On the other hand, the proposal will offer a way of bringing into compliance a large proportion of existing foreign-invested VIE structures since many are controlled by their Chinese founders, whether by way of outright majority share ownership or through the use of multiple voting shares or other voting arrangements. The Chinese subsidiary of a Chinese-controlled overseas company may be treated as a Chinese investor under the new rules and the VIE would be allowed to continue in place. It may also be possible for these Chinese-controlled companies to collapse their VIE structures in exchange for direct equity ownership in the onshore operating entities, perhaps with the oversight of the Chinese regulators. Similarly, it is also possible that in the same way, the broad definition of control may be used to permit future investments in restricted sectors by foreign-incorporated companies that do not use a VIE structure, as long as they are controlled by Chinese investors.
These details require fleshing out, as does the level of scrutiny existing VIE structures will receive from Chinese regulators as they are either brought into compliance or otherwise forced to comply with the new rules. The regulator has said it is considering several alternatives on that issue.

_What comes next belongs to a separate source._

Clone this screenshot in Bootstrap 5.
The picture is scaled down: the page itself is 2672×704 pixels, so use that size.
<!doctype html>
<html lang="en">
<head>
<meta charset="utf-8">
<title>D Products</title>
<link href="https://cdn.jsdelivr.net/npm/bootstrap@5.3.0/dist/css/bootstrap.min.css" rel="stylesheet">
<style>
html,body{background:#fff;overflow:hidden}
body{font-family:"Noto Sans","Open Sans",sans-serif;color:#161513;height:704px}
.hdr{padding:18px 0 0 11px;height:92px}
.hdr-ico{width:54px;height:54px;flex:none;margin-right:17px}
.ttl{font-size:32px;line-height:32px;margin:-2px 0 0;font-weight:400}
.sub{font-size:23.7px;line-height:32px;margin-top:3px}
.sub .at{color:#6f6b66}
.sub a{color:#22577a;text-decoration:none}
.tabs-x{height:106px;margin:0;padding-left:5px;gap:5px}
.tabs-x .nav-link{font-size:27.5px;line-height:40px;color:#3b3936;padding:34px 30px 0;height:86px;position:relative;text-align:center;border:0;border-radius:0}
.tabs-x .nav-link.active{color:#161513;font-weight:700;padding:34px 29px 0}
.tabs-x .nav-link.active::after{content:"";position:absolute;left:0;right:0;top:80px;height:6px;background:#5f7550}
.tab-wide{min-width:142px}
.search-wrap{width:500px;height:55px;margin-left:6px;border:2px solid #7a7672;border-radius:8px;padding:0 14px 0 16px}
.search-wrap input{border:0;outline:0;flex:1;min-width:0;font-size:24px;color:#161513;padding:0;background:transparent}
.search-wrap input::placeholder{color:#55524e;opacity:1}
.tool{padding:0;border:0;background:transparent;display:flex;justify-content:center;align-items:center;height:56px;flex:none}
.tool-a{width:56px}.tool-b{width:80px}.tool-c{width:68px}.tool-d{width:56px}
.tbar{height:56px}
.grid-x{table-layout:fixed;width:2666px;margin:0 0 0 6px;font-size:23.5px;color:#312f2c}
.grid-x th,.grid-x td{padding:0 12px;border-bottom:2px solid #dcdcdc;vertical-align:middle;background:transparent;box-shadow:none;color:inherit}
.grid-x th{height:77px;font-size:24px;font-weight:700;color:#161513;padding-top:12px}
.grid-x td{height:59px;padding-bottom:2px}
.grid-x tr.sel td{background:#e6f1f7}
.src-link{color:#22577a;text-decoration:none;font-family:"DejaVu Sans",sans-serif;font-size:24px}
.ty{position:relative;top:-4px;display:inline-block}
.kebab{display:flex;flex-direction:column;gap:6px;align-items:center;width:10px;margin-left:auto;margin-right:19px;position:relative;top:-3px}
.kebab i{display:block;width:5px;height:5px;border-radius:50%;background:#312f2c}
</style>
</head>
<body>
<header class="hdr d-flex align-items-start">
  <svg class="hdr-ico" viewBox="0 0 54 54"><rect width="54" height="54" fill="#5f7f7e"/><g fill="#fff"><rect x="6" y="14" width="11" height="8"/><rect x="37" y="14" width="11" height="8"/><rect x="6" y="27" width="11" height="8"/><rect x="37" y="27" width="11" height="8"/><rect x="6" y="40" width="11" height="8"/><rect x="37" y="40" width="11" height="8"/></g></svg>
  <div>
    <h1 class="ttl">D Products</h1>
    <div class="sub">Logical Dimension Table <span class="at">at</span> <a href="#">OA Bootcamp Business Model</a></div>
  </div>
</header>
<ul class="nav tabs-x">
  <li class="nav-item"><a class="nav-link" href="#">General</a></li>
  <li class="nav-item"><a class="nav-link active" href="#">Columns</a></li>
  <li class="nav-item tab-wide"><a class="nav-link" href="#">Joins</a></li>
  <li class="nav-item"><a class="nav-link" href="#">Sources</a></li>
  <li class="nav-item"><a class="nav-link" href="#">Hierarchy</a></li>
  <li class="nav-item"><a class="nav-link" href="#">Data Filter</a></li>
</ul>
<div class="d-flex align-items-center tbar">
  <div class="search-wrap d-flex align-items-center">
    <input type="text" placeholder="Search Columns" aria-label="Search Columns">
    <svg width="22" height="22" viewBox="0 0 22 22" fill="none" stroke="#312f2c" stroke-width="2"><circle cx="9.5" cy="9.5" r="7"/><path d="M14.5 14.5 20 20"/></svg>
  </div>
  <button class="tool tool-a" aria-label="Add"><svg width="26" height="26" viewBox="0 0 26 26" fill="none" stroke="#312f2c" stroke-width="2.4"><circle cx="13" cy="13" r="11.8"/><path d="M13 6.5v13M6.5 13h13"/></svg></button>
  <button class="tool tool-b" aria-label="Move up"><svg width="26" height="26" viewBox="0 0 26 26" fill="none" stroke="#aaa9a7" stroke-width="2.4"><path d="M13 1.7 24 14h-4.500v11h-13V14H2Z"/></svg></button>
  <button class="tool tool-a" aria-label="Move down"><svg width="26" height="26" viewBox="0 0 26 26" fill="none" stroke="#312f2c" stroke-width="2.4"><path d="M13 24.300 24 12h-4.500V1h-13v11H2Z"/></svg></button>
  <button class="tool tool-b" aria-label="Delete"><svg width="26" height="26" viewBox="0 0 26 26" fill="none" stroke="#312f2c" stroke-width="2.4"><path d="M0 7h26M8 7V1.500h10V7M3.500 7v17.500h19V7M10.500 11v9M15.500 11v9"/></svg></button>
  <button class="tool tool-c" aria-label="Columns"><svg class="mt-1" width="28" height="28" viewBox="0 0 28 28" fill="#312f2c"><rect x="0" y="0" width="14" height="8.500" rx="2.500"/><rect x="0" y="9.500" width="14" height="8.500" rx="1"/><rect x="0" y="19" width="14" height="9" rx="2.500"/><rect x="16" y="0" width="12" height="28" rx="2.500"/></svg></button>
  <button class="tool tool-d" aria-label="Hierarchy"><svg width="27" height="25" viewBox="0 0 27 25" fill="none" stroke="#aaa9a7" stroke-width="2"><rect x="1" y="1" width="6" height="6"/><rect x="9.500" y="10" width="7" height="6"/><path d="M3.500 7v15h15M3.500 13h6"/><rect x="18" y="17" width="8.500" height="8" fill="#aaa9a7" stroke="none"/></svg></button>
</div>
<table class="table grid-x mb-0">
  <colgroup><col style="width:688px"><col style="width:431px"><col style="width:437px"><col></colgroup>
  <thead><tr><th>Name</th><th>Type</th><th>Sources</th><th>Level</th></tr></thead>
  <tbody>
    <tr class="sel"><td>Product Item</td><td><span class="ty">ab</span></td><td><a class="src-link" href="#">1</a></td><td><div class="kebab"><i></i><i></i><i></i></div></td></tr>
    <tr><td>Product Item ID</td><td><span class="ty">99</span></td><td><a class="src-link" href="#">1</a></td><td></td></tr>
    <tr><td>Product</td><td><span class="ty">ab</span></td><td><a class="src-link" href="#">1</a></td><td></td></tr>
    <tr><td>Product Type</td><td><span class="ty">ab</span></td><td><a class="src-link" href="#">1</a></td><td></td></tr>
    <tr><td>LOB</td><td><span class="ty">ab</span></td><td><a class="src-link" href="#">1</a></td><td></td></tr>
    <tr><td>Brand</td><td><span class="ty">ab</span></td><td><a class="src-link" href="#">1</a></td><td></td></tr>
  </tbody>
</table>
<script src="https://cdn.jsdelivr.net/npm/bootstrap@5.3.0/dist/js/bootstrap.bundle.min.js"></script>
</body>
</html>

Another aspect of the proposal that requires more detail is how companies that are non-compliant under the new rules will be handled, especially after the expiry of the proposed three-year transition period during which non-compliant VIEs will be required to change their corporate structures. Some of these companies are widely held, overseas-listed “Chinese” companies that, while lacking a Chinese controlling shareholder, were established offshore primarily to facilitate an IPO or other financing and not necessarily in response to foreign investment restrictions. It is difficult to imagine a circumstance in which a prominent overseas-listed Chinese company would be permitted to fail as a result of these changes. Fortunately, the regulators have a number of tools that would allow them to prevent severe consequences.

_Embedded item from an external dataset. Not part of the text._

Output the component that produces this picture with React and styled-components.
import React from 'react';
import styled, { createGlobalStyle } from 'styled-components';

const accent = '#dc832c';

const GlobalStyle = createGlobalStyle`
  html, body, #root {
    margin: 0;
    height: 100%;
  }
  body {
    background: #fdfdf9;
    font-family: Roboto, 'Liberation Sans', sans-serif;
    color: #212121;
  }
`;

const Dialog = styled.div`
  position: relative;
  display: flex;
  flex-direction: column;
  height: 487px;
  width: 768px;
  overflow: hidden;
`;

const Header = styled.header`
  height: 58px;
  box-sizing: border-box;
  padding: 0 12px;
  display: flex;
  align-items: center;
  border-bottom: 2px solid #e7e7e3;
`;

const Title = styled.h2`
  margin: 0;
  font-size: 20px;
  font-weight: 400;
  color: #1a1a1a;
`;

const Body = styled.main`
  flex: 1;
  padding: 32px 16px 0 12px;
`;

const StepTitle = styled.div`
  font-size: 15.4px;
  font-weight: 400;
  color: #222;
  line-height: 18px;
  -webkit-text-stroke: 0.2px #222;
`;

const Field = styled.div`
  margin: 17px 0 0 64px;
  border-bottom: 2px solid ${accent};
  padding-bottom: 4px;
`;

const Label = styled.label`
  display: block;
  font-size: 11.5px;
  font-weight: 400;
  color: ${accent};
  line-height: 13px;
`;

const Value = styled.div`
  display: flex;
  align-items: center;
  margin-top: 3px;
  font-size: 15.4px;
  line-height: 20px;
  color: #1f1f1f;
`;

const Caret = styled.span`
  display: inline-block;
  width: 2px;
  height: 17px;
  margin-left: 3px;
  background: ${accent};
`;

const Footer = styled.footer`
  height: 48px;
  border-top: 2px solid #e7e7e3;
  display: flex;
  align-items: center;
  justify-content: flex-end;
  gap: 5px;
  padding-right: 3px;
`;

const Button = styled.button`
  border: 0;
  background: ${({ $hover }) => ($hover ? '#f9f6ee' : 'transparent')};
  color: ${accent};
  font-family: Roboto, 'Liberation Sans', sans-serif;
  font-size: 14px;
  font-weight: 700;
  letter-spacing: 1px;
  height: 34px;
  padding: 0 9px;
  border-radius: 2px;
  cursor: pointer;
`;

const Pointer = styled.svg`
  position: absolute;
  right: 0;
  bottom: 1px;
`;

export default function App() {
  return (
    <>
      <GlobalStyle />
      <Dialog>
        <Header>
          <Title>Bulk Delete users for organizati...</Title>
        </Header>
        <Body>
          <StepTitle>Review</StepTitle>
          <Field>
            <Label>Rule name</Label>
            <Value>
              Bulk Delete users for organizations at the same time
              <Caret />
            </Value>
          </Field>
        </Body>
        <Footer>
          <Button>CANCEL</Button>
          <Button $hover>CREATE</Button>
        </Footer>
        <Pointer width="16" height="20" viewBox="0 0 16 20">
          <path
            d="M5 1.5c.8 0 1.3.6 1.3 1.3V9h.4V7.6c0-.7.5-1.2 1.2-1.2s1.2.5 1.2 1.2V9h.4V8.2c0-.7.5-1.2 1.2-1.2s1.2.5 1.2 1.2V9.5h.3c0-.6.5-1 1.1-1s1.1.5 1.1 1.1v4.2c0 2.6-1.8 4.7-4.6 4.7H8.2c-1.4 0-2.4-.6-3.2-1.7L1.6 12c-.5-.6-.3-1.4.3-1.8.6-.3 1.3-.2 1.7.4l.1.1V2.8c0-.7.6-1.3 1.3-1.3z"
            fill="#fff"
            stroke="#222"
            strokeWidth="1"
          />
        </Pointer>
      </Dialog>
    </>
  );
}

For example, the regulators may make use of the licensing authority under the proposed rules to effectively exempt certain companies from compliance with the strict application of the foreign investment restrictions. Similarly, as has been pointed out by other commentators, other regulatory developments may be used in tandem with the VIE regulation to offer another safety net to non-compliant Chinese companies. One example of this is the recently announced liberalization of foreign investment restrictions in the value-added telecommunications sector in the Shanghai Free Trade Zone.
This evolving story will continue to be watched by investors and other market participants both inside and outside of China during the many months the new proposals will take to make their way through the comment and legislative processes.
In the short- to medium-term, they may result in fewer new investment opportunities for foreign investors in the Chinese telecoms, Internet and education sectors, assuming foreign control in those sectors continues to be prohibited under Chinese law. However, since the proposal would remove much of the legal uncertainty surrounding VIEs, there will no doubt be many positive results, including more mergers and acquisitions opportunities and perhaps better valuations for the companies involved because of the elimination of regulatory uncertainty. Increases in strategic M&A may also be seen as non-compliant VIEs seek alternatives to forced restructurings or other consequences under the new rules. Finally, an increase in M&A may be further supported by a new willingness by the Chinese regulators to accept merger filings under China’s Anti-monopoly Law for mergers and acquisitions involving companies with a VIE structure.
Blakes will continue to follow this development and advise our affected clients interested in responding to MOFCOM through the comment process.